- Traditional Chinese: 旋風九日
- Simplified Chinese: 旋风九日
- Hanyu Pinyin: Xuànfēng Jiǔrì
- Directed by: Fu Hongxing
- Written by: Fu Hongxing
- Produced by: Lü Muzi
- Starring: Deng Xiaoping Jimmy Carter Henry Kissinger Zbigniew Brzezinski Rina Sa Chan Tin-suen
- Production companies: New Oriental Education and Technology Group Inc
- Release date: 15 May 2015;
- Running time: 90 minutes
- Country: China
- Languages: Mandarin English

= Mr. Deng Goes to Washington =

Mr. Deng Goes to Washington is a 2015 Chinese historical documentary film written and directed by Fu Hongxing, starring Deng Xiaoping, Jimmy Carter, Henry Kissinger, Zbigniew Brzezinski, Rina Sa, and Chan Tin-suen.

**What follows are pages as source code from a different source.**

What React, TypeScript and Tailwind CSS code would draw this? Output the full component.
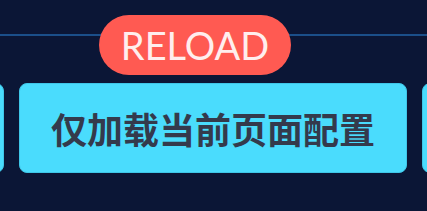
export default function App() {
  // only the middle button's label is visible; neighbours peek in at the edges
  const buttons = ['', '仅加载当前页面配置', ''];

  return (
    <div className="relative h-[211px] w-[427px] overflow-hidden bg-[#0b1636]">
      {/* divider line with reload badge sitting over it */}
      <div className="pt-[34px]">
        <div className="h-[2px] w-full bg-[#1b4f8a]" />
      </div>
      <div className="absolute left-[99px] top-[15px] flex h-[60px] w-[192px] items-center justify-center rounded-full bg-[#ff5a52]">
        <span
          className="text-[38px] leading-none text-[#ffeeee]"
          style={{ fontFamily: 'Lato, "Noto Sans", sans-serif' }}
        >
          RELOAD
        </span>
      </div>

      <div className="ml-[-384px] mt-[47px] flex gap-[15px]">
        {buttons.map((label, i) => (
          <button
            key={i}
            type="button"
            className="flex h-[90px] w-[388px] shrink-0 items-center justify-center rounded-[8px] border border-[#3fc6e8] bg-[#4adcfd] text-[36px] font-bold text-[#343a4c]"
            style={{ fontFamily: '"Noto Sans CJK SC", sans-serif' }}
          >
            {label}
          </button>
        ))}
      </div>
    </div>
  );
}
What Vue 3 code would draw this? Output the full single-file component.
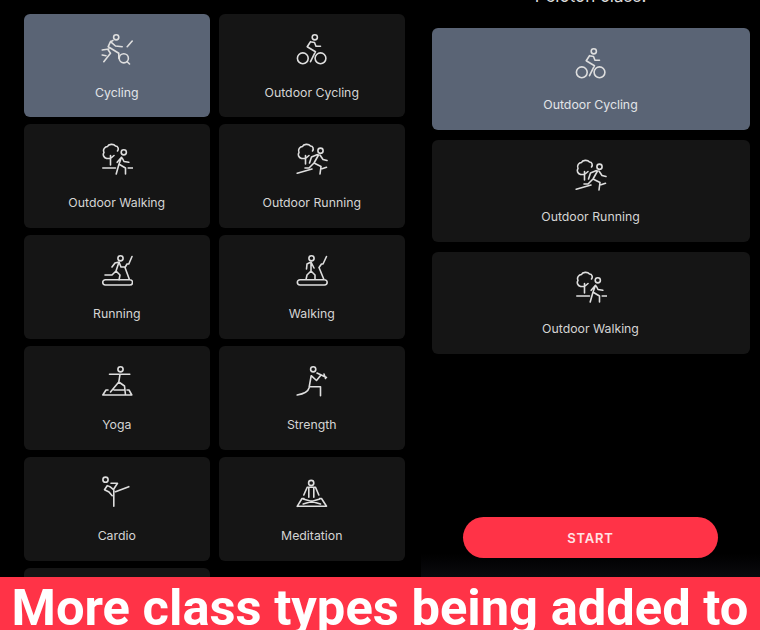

The film picks up the story of Chinese leader Deng Xiaoping's nine-day official visit to the US in 1979. The film was released on 15 May 2015 to commemorate the 35th anniversary of China and the United States establishing diplomatic relations.

==Cast==
- Deng Xiaoping as himself.
- Jimmy Carter as himself.
- Henry Kissinger as himself.
- Zbigniew Brzezinski as himself.
- Rina Sa
- Chan Tin-suen

==Release==
The film premiered in Shanghai on 13 May 2015 with wide-release in China on 15 May 2015.